IJL-RÉSEAU.PRESSE-LE FRANCO

«La réalité historique, c'est que depuis qu'on a commencé à collecter des données au pays, les milieux ruraux ont toujours affiché des taux plus élevés en matière de crime que les villes, et ce, partout au Canada. Mais c’est vrai que la situation est de pis en pis en Alberta», note d’entrée de jeu le professeur en études de la justice à l’Université Mount Royal (MRU), Doug King. Des données recueillies par Statistique Canada démontrent d’ailleurs qu’entre 2011 et 2021, l’IGC a connu une hausse de 34% dans les zones rurales de l'Alberta contre 12% pour les zones urbaines.

À l’exception du vol qualifié et de la traite des personnes, à peu près tous les crimes, qu’ils soient graves ou non, sont surreprésentés dans ces statistiques. Notamment, les voies de fait, les infractions reliées aux armes à feu et le harcèlement criminel affichent des taux deux fois plus élevés dans les milieux ruraux.

Selon l'expert, ces écarts «significatifs» mettent en évidence la vulnérabilité des régions qui sont plus exposées aux activités criminelles, notamment en raison de leur éloignement géographique et du manque de ressources policières. «Quand la police prend plus de temps à répondre aux appels, ça ajoute une autre couche de vulnérabilité», avance-t-il.

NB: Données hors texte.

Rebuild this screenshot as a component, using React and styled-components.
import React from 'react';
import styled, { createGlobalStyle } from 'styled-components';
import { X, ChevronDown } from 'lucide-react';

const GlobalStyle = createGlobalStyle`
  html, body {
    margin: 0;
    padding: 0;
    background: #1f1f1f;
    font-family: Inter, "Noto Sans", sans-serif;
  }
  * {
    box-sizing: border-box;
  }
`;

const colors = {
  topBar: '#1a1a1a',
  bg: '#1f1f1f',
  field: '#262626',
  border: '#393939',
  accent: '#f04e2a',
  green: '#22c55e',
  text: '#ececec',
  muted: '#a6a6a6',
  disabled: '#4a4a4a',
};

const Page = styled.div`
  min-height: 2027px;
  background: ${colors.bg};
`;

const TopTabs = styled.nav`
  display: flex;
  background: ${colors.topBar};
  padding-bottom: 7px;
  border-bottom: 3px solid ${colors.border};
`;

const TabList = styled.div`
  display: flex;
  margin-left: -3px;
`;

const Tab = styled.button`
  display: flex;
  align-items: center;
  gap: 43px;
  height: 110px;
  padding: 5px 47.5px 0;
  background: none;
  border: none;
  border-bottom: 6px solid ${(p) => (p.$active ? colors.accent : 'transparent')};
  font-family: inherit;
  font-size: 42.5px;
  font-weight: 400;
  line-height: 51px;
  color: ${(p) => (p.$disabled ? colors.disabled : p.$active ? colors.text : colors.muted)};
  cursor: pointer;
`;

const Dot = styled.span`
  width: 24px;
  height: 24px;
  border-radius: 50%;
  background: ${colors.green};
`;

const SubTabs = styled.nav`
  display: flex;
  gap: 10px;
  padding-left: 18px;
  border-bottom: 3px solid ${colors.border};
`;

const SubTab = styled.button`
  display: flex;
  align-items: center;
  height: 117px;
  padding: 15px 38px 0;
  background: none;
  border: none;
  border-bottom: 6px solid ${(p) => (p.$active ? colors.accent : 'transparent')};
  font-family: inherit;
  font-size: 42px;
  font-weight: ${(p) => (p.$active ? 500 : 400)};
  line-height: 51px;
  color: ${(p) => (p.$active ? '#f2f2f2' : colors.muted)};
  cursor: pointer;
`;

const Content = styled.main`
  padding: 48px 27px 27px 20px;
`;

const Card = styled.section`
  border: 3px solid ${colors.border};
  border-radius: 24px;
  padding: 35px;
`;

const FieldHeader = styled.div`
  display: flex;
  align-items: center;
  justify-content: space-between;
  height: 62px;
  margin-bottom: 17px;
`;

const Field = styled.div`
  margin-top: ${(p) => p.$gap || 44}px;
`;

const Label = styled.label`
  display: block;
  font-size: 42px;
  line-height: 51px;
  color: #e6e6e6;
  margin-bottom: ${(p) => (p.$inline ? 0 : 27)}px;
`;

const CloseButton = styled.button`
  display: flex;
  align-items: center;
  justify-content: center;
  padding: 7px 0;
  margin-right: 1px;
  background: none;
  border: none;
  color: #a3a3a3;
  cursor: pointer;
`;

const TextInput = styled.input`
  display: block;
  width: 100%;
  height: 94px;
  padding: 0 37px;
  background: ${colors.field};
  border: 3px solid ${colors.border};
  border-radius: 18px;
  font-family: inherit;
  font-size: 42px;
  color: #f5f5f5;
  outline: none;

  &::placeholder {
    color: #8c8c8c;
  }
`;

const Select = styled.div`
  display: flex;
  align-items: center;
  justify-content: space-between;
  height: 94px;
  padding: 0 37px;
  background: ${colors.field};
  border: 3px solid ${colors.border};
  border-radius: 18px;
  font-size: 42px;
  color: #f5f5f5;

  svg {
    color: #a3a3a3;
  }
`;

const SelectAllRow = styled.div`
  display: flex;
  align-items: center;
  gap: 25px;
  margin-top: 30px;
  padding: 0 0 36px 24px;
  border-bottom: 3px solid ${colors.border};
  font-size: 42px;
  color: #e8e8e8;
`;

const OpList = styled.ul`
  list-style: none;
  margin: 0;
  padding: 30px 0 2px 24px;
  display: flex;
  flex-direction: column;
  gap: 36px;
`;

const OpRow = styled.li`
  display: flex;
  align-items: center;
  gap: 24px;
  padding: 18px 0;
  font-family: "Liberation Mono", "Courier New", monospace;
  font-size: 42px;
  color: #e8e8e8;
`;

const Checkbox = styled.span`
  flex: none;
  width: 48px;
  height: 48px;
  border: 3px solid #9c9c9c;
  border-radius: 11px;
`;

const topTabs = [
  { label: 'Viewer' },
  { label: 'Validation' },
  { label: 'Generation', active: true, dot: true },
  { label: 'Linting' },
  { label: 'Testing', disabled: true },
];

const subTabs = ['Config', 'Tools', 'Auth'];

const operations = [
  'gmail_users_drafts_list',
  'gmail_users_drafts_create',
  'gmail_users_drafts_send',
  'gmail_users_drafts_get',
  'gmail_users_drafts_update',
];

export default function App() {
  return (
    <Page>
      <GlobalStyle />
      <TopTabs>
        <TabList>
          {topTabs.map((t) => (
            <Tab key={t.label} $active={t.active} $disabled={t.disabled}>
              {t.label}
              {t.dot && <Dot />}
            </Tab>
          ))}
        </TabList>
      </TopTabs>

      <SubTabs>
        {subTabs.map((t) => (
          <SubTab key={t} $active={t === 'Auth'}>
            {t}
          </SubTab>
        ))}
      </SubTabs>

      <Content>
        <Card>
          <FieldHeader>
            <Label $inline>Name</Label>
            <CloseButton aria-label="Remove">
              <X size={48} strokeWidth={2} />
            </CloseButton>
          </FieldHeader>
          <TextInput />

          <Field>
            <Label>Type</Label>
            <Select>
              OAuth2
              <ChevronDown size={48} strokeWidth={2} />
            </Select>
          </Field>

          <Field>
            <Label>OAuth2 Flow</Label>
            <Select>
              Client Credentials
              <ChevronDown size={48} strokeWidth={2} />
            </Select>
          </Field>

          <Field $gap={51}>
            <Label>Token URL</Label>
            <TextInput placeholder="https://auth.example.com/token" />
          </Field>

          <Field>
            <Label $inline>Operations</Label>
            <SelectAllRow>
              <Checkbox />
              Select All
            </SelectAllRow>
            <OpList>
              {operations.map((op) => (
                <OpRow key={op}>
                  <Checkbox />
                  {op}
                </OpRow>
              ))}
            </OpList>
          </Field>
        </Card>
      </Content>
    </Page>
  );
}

En outre, les shérifs locaux sont souvent chargés de surveiller de vastes étendues de terres avec un nombre limité d’agents, ce qui rend leur travail «difficile». L’argent accordé par le gouvernement devrait amoindrir ce problème en facilitant l’embauche de 20 enquêteurs civils supplémentaires pour l’unité Safer Communities and Neighbourhoods (SCAN) qui surveille les propriétés où se déroulent des activités illégales.

Des fonds seront aussi accordés pour améliorer l’initiative Rural Alberta Provincial Integrated Defence Response (RAPID) qui permet aux shérifs d’assister la Gendarmerie royale du Canada (GRC) dans des enquêtes liées aux infractions routières.

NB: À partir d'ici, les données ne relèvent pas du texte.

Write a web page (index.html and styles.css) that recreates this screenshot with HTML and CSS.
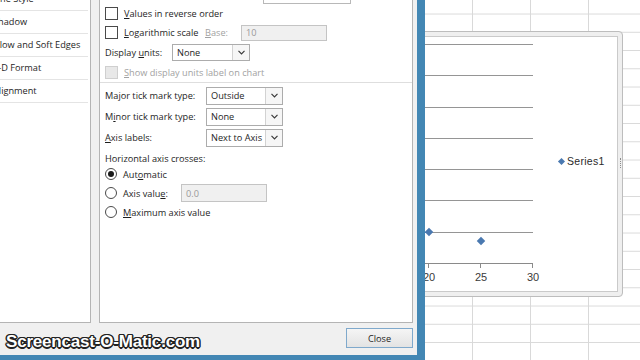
FILE: index.html
```html
<!DOCTYPE html>
<html lang="en">
<head>
    <meta charset="UTF-8">
    <meta name="viewport" content="width=device-width, initial-scale=1.0">
    <title>Format Axis</title>
    <link rel="stylesheet" href="styles.css">
</head>
<body>
<div class="screen">

    <div class="dialog">
        <div class="panes">
            <ul class="nav">
                <li>Line Style</li>
                <li>Shadow</li>
                <li>Glow and Soft Edges</li>
                <li>3-D Format</li>
                <li>Alignment</li>
            </ul>

            <div class="options">
                <div class="stub"></div>

                <div class="row h19">
                    <span class="box"></span>
                    <span><u>V</u>alues in reverse order</span>
                </div>
                <div class="row h19">
                    <span class="box"></span>
                    <span class="log-label"><u>L</u>ogarithmic scale</span>
                    <span class="muted base-label"><u>B</u>ase:</span>
                    <span class="field base-field">10</span>
                </div>
                <div class="row h21">
                    <span class="units-label">Display <u>u</u>nits:</span>
                    <span class="combo units-combo"><span class="combo-text">None</span><span class="combo-btn"><svg width="7" height="5" viewBox="0 0 7 5"><polyline points="0.5,0.8 3.5,3.8 6.5,0.8" fill="none" stroke="#3a3a3a" stroke-width="1.2"/></svg></span></span>
                </div>
                <div class="row h18 muted">
                    <span class="box off"></span>
                    <span><u>S</u>how display units label on chart</span>
                </div>

                <div class="sep"></div>

                <div class="row h21">
                    <span class="tick-label">Ma<u>j</u>or tick mark type:</span>
                    <span class="combo tick-combo"><span class="combo-text">Outside</span><span class="combo-btn"><svg width="7" height="5" viewBox="0 0 7 5"><polyline points="0.5,0.8 3.5,3.8 6.5,0.8" fill="none" stroke="#3a3a3a" stroke-width="1.2"/></svg></span></span>
                </div>
                <div class="row h21">
                    <span class="tick-label">M<u>i</u>nor tick mark type:</span>
                    <span class="combo tick-combo"><span class="combo-text">None</span><span class="combo-btn"><svg width="7" height="5" viewBox="0 0 7 5"><polyline points="0.5,0.8 3.5,3.8 6.5,0.8" fill="none" stroke="#3a3a3a" stroke-width="1.2"/></svg></span></span>
                </div>
                <div class="row h21">
                    <span class="tick-label"><u>A</u>xis labels:</span>
                    <span class="combo tick-combo"><span class="combo-text">Next to Axis</span><span class="combo-btn"><svg width="7" height="5" viewBox="0 0 7 5"><polyline points="0.5,0.8 3.5,3.8 6.5,0.8" fill="none" stroke="#3a3a3a" stroke-width="1.2"/></svg></span></span>
                </div>

                <div class="row h15 group-title">Horizontal axis crosses:</div>
                <div class="row h16">
                    <span class="radio on"></span>
                    <span>Aut<u>o</u>matic</span>
                </div>
                <div class="row h22">
                    <span class="radio"></span>
                    <span class="value-label">Axis valu<u>e</u>:</span>
                    <span class="field value-field">0.0</span>
                </div>
                <div class="row h16">
                    <span class="radio"></span>
                    <span><u>M</u>aximum axis value</span>
                </div>
            </div>
        </div>

        <div class="footer">
            <button class="close">Close</button>
        </div>
    </div>

    <div class="sheet">
        <div class="chart">
            <div class="plot">
                <div class="grid"></div>
                <div class="grid"></div>
                <div class="grid"></div>
                <div class="grid"></div>
                <div class="grid"></div>
                <div class="grid"></div>
                <div class="grid"></div>
                <div class="grid axis"></div>

                <!-- x from 10 to 30, 10.4px per unit; y from 0 to 35 -->
                <span class="tick" style="left: 104px"></span>
                <span class="tick" style="left: 156px"></span>
                <span class="tick" style="left: 208px"></span>
                <span class="xlabel" style="left: 104px">20</span>
                <span class="xlabel" style="left: 156px">25</span>
                <span class="xlabel" style="left: 208px">30</span>

                <span class="point" style="left: 104px; top: 188px"></span>
                <span class="point" style="left: 156px; top: 197px"></span>
            </div>
            <div class="legend"><span class="marker"></span>Series1</div>
            <span class="handle"></span>
        </div>
    </div>

    <div class="watermark">Screencast-O-Matic.com</div>
</div>
</body>
</html>
```

FILE: styles.css
```css
body {
    margin: 0;
    font-family: "Open Sans", "Liberation Sans", sans-serif;
    font-size: 9.2px;
    color: #1e1e1e;
}
.screen {
    position: relative;
    width: 640px;
    height: 360px;
    display: flex;
    overflow: hidden;
    background: #fff;
}

/* dialog */
.dialog {
    width: 425px;
    flex-shrink: 0;
    box-sizing: border-box;
    display: flex;
    flex-direction: column;
    background: #f0f0f0;
    border-right: 8px solid #4387b4;
    border-bottom: 5px solid #4387b4;
    position: relative;
    z-index: 1;
}
.panes {
    display: flex;
    gap: 8px;
    height: 323px;
    padding-right: 4px;
}
.nav {
    list-style: none;
    margin: -12px 0 0 -20px;
    padding: 0;
    width: 111px;
    box-sizing: border-box;
    background: #fff;
    border-right: 1px solid #b4b4b4;
    border-bottom: 1px solid #b4b4b4;
}
.nav li {
    height: 22px;
    line-height: 22px;
    padding-left: 13px;
    margin-right: 2px;
    border-bottom: 1px solid #e4e4e4;
    white-space: nowrap;
}
.options {
    flex: 1;
    background: #fff;
    border: 1px solid #b4b4b4;
    border-top: none;
    padding-left: 5px;
    display: flex;
    flex-direction: column;
}
.stub {
    margin-left: 158px;
    width: 86px;
    height: 3px;
    border: 1px solid #b8b8b8;
    border-top: none;
}
.row {
    display: flex;
    align-items: center;
    white-space: nowrap;
}
.h15 { height: 15px; }
.h16 { height: 16px; }
.h18 { height: 18px; }
.h19 { height: 19px; }
.h21 { height: 21px; }
.h22 { height: 22px; }
.muted {
    color: #a2a2a2;
}
.box {
    width: 11px;
    height: 11px;
    border: 1px solid #4a4a4a;
    margin-right: 6px;
    background: #fff;
}
.box.off {
    border-color: #cfcfcf;
    background: #e8e8e8;
}
.radio {
    width: 10px;
    height: 10px;
    border: 1px solid #4a4a4a;
    border-radius: 50%;
    margin-right: 6px;
    display: flex;
    align-items: center;
    justify-content: center;
}
.radio.on::after {
    content: "";
    width: 6px;
    height: 6px;
    border-radius: 50%;
    background: #1a1a1a;
}
.log-label { width: 81px; }
.base-label { width: 36px; }
.units-label { width: 67px; }
.tick-label { width: 101px; }
.value-label { width: 58px; }
.field {
    box-sizing: border-box;
    width: 86px;
    border: 1px solid #c4c4c4;
    background: #f0f0f0;
    color: #9a9a9a;
    padding-left: 4px;
    display: flex;
    align-items: center;
}
.base-field { height: 16px; }
.value-field { height: 18px; }
.combo {
    box-sizing: border-box;
    display: flex;
    border: 1px solid #acacac;
    background: #fff;
}
.units-combo { width: 78px; height: 17px; }
.tick-combo { width: 77px; height: 18px; }
.combo-text {
    flex: 1;
    padding-left: 4px;
    display: flex;
    align-items: center;
}
.combo-btn {
    width: 16px;
    border-left: 1px solid #d2d2d2;
    background: #f6f6f6;
    display: flex;
    align-items: center;
    justify-content: center;
}
.sep {
    height: 1px;
    background: #dedede;
    margin: 1px 0 2px -5px;
}
.group-title {
    margin-top: 3px;
}
.footer {
    flex: 1;
    display: flex;
    justify-content: flex-end;
    align-items: flex-start;
    padding: 5px 4px 0 0;
}
.close {
    width: 67px;
    height: 20px;
    padding: 0;
    font-family: inherit;
    font-size: 9.2px;
    color: #1e1e1e;
    border: 1px solid #7fa9cc;
    background: linear-gradient(#f5f5f5, #e3e3e3);
}

/* spreadsheet and chart */
.sheet {
    flex: 1;
    position: relative;
    overflow: hidden;
    background-color: #fff;
    background-image:
        linear-gradient(to right, transparent 57px, #d9d9d9 57px),
        linear-gradient(to bottom, transparent 17.25px, #d9d9d9 17.25px);
    background-size: 58px 100%, 100% 18.25px;
    background-position: -10px 0, 0 -3.75px;
}
.chart {
    position: absolute;
    left: -120px;
    top: 31px;
    width: 318px;
    height: 266px;
    box-sizing: border-box;
    background: #fff;
    border: 1px solid #bdbdbd;
    border-radius: 4px;
    box-shadow: inset 0 0 0 4px #efefef, inset 0 0 0 5px #cacaca;
}
.plot {
    position: absolute;
    left: 19px;
    top: 12px;
    width: 208px;
    height: 220px;
    display: flex;
    flex-direction: column;
    justify-content: space-between;
}
.grid {
    height: 1px;
    background: #959595;
}
.axis {
    background: #8a8a8a;
}
.tick {
    position: absolute;
    top: 220px;
    width: 1px;
    height: 4px;
    margin-left: -1px;
    background: #8a8a8a;
}
.xlabel {
    position: absolute;
    top: 227px;
    transform: translateX(-50%);
    font-family: "Liberation Sans", sans-serif;
    font-size: 11px;
    color: #3a3a3a;
}
.point {
    position: absolute;
    width: 6px;
    height: 6px;
    background: #4a79b0;
    transform: translate(-50%, -50%) rotate(45deg);
}
.legend {
    position: absolute;
    left: 253px;
    top: 123px;
    display: flex;
    align-items: center;
    gap: 3px;
    font-family: "Liberation Sans", sans-serif;
    font-size: 10.5px;
    letter-spacing: 0.3px;
    color: #2a2a2a;
}
.marker {
    width: 5px;
    height: 5px;
    background: #4a79b0;
    transform: rotate(45deg);
}
.handle {
    position: absolute;
    right: 1px;
    top: 126px;
    height: 10px;
    border-left: 1px dotted #8c8c8c;
}

.watermark {
    position: absolute;
    left: 6px;
    top: 332px;
    z-index: 2;
    font-family: "Liberation Sans", sans-serif;
    font-weight: bold;
    font-size: 17px;
    letter-spacing: -0.2px;
    color: #fff;
    text-shadow:
        1.5px 0 0 #222, -1.5px 0 0 #222, 0 1.5px 0 #222, 0 -1.5px 0 #222,
        1px 1px 0 #222, -1px -1px 0 #222, 1px -1px 0 #222, -1px 1px 0 #222;
}
```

En accordant plus de pouvoirs à ces agents de la patrouille routière, la GRC pourra se consacrer à des appels plus prioritaires. Les shérifs se verront accorder les pleins pouvoirs d'arrestation en vertu du Code criminel du Canada. Doug King rappelle aussi qu’il y a «beaucoup de discussions» pour créer une agence de police provinciale qui remplacerait la GRC, mais il ignore si cette initiative pourra réellement faire «baisser le taux de crime dans les milieux ruraux».

L’Alberta, une anomalie canadienne

En analysant l’IGC par secteur, le professeur a aussi fait un constat surprenant : les régions très éloignées de la province affichent un taux de criminalité moins élevé que les zones rurales situées en périphérie des grandes villes. Selon lui, cela suggère que les criminels urbains se déplacent à l’extérieur des grands centres pour commettre des crimes, loin des autorités et des regards indiscrets. «Les gens se disent : "si je conduis 20 minutes pour me rendre à l’extérieur d’Edmonton ou de Calgary, je vais être capable de voler des autos et de m'introduire dans des maisons sans me faire prendre"», explique-t-il.

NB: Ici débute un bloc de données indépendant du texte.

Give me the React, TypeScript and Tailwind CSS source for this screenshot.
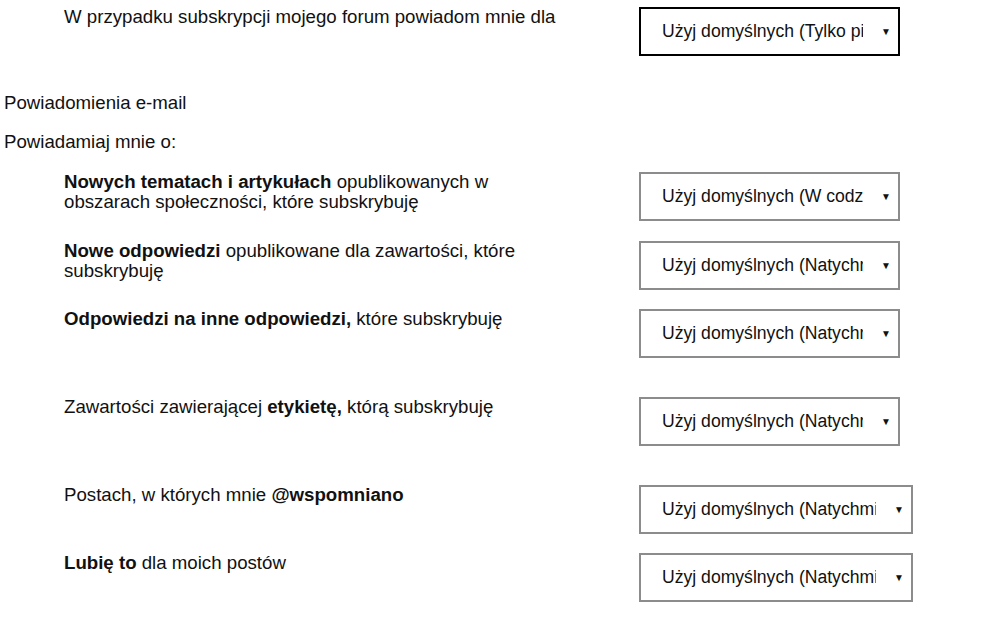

Cette hypothèse s'aligne en partie avec les données récoltées par Statistique Canada. L’analyste de recherche principal Samuel Perreault explique que l’Alberta affiche le plus haut taux d’introduction par effraction et de vol de véhicules à moteur au Canada. Ces taux sont cinq à sept fois plus élevés que ceux enregistrés dans les régions de l’Île-du-Prince-Édouard, par exemple.

Et contrairement aux autres provinces où les cambriolages et les vols ont tendance à survenir aussi fréquemment dans les villes qu'en milieu rural, l’Alberta affiche un taux d’introduction par effraction 53% plus élevé dans les régions éloignées des grands centres. Les taux de vol de plus de 5000$, de vol de véhicules à moteur et de possession de biens volés sont aussi «nettement plus élevés» dans les zones rurales.

Des pistes de réflexion

Samuel Perreault estime aussi que certains «critères sociodémographiques» doivent être pris en compte pour analyser le taux de criminalité rural en Alberta. En s’appuyant sur des données statistiques montrant que les hommes âgés de 15 à 28 ans sont plus susceptibles de commettre des crimes, l’analyste se demande si les communautés axées sur l’extraction de ressources naturelles où les travailleurs masculins sont «surreprésentés» ne pourraient pas être des foyers de criminalité plus importants.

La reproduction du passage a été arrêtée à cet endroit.